● DATASET EXCERPT:

===

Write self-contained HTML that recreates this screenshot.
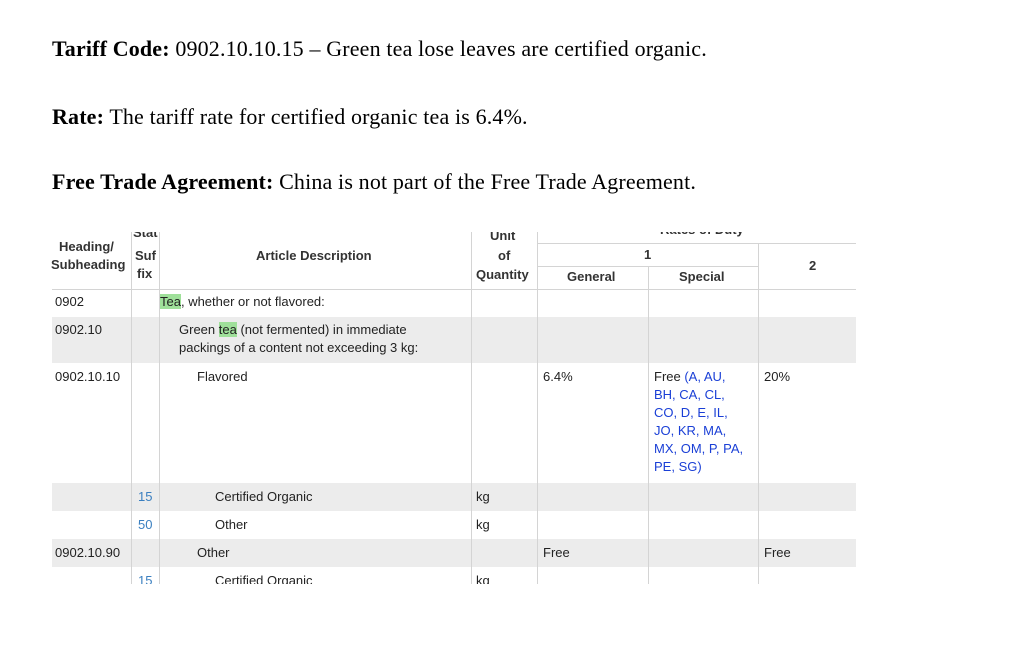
<!DOCTYPE html>
<html><head><meta charset="utf-8"><style>
body{margin:0;width:1024px;height:664px;background:#fff;position:relative;overflow:hidden}
.t{position:absolute;left:52px;font-family:"Liberation Serif",serif;font-size:22px;letter-spacing:0.15px;color:#000;white-space:nowrap}
.a{position:absolute;font-family:"Liberation Sans",sans-serif;font-size:13px;color:#222;white-space:nowrap;line-height:18px}
.b{font-weight:bold;color:#333}
.h{position:absolute;background:#d4d4d4;height:1px}
.v{position:absolute;background:#d4d4d4;width:1px}
.g{position:absolute;left:52px;width:804px;background:#ececec}
.bl{color:#1a3fd6}.lb{color:#3a7fc0}
.hl{background:#9fe09a}
</style></head><body>
<div class="g" style="top:317px;height:46px"></div>
<div class="g" style="top:483px;height:28px"></div>
<div class="g" style="top:539px;height:28px"></div>

<div class="h" style="left:52px;width:804px;top:289px"></div>
<div class="h" style="left:537px;width:319px;top:243px"></div>
<div class="h" style="left:537px;width:221px;top:266px"></div>
<div class="v" style="left:131px;top:232px;height:352px"></div>
<div class="v" style="left:159px;top:232px;height:352px"></div>
<div class="v" style="left:471px;top:232px;height:352px"></div>
<div class="v" style="left:537px;top:232px;height:352px"></div>
<div class="v" style="left:648px;top:266px;height:318px"></div>
<div class="v" style="left:758px;top:243px;height:341px"></div>

<div class="t" style="top:36px"><b>Tariff Code:</b> 0902.10.10.15 – Green tea lose leaves are certified organic.</div>
<div class="t" style="top:104px"><b>Rate:</b> The tariff rate for certified organic tea is 6.4%.</div>
<div class="t" style="top:169px"><b>Free Trade Agreement:</b> China is not part of the Free Trade Agreement.</div>

<div style="position:absolute;left:0;top:232px;width:1024px;height:12px;overflow:hidden">
<div class="a b" style="left:133px;top:-8px">Stat</div>
<div class="a b" style="left:490px;top:-5px">Unit</div>
<div class="a b" style="left:660px;top:-11px">Rates of Duty</div>
</div>
<div class="a b" style="left:59px;top:238px">Heading/</div>
<div class="a b" style="left:51px;top:256px">Subheading</div>
<div class="a b" style="left:135px;top:247px">Suf</div>
<div class="a b" style="left:137px;top:265px">fix</div>
<div class="a b" style="left:256px;top:247px">Article Description</div>
<div class="a b" style="left:498px;top:247px">of</div>
<div class="a b" style="left:476px;top:266px">Quantity</div>
<div class="a b" style="left:644px;top:246px">1</div>
<div class="a b" style="left:809px;top:257px">2</div>
<div class="a b" style="left:567px;top:268px">General</div>
<div class="a b" style="left:679px;top:268px">Special</div>

<div class="a" style="left:55px;top:293px">0902</div>
<div class="a" style="left:160px;top:293px"><span class="hl">Tea</span>, whether or not flavored:</div>
<div class="a" style="left:55px;top:321px">0902.10</div>
<div class="a" style="left:179px;top:321px">Green <span class="hl">tea</span> (not fermented) in immediate<br>packings of a content not exceeding 3 kg:</div>
<div class="a" style="left:55px;top:368px">0902.10.10</div>
<div class="a" style="left:197px;top:368px">Flavored</div>
<div class="a" style="left:543px;top:368px">6.4%</div>
<div class="a" style="left:654px;top:368px">Free <span class="bl">(A, AU,<br>BH, CA, CL,<br>CO, D, E, IL,<br>JO, KR, MA,<br>MX, OM, P, PA,<br>PE, SG)</span></div>
<div class="a" style="left:764px;top:368px">20%</div>
<div class="a lb" style="left:138px;top:488px">15</div>
<div class="a" style="left:215px;top:488px">Certified Organic</div>
<div class="a" style="left:476px;top:488px">kg</div>
<div class="a lb" style="left:138px;top:516px">50</div>
<div class="a" style="left:215px;top:516px">Other</div>
<div class="a" style="left:476px;top:516px">kg</div>
<div class="a" style="left:55px;top:544px">0902.10.90</div>
<div class="a" style="left:197px;top:544px">Other</div>
<div class="a" style="left:543px;top:544px">Free</div>
<div class="a" style="left:764px;top:544px">Free</div>
<div style="position:absolute;left:0;top:570px;width:1024px;height:14px;overflow:hidden">
<div class="a lb" style="left:138px;top:2px">15</div>
<div class="a" style="left:215px;top:2px">Certified Organic</div>
<div class="a" style="left:476px;top:2px">kg</div>
</div>
</body></html>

===

● TASK: Pictures stay out. Repeat only the lines from the beginning of the data through the line that has "Free Trade Agreement.</div>".

● EXERCISE OUTPUT:
Write self-contained HTML that recreates this screenshot.
<!DOCTYPE html>
<html><head><meta charset="utf-8"><style>
body{margin:0;width:1024px;height:664px;background:#fff;position:relative;overflow:hidden}
.t{position:absolute;left:52px;font-family:"Liberation Serif",serif;font-size:22px;letter-spacing:0.15px;color:#000;white-space:nowrap}
.a{position:absolute;font-family:"Liberation Sans",sans-serif;font-size:13px;color:#222;white-space:nowrap;line-height:18px}
.b{font-weight:bold;color:#333}
.h{position:absolute;background:#d4d4d4;height:1px}
.v{position:absolute;background:#d4d4d4;width:1px}
.g{position:absolute;left:52px;width:804px;background:#ececec}
.bl{color:#1a3fd6}.lb{color:#3a7fc0}
.hl{background:#9fe09a}
</style></head><body>
<div class="g" style="top:317px;height:46px"></div>
<div class="g" style="top:483px;height:28px"></div>
<div class="g" style="top:539px;height:28px"></div>

<div class="h" style="left:52px;width:804px;top:289px"></div>
<div class="h" style="left:537px;width:319px;top:243px"></div>
<div class="h" style="left:537px;width:221px;top:266px"></div>
<div class="v" style="left:131px;top:232px;height:352px"></div>
<div class="v" style="left:159px;top:232px;height:352px"></div>
<div class="v" style="left:471px;top:232px;height:352px"></div>
<div class="v" style="left:537px;top:232px;height:352px"></div>
<div class="v" style="left:648px;top:266px;height:318px"></div>
<div class="v" style="left:758px;top:243px;height:341px"></div>

<div class="t" style="top:36px"><b>Tariff Code:</b> 0902.10.10.15 – Green tea lose leaves are certified organic.</div>
<div class="t" style="top:104px"><b>Rate:</b> The tariff rate for certified organic tea is 6.4%.</div>
<div class="t" style="top:169px"><b>Free Trade Agreement:</b> China is not part of the Free Trade Agreement.</div>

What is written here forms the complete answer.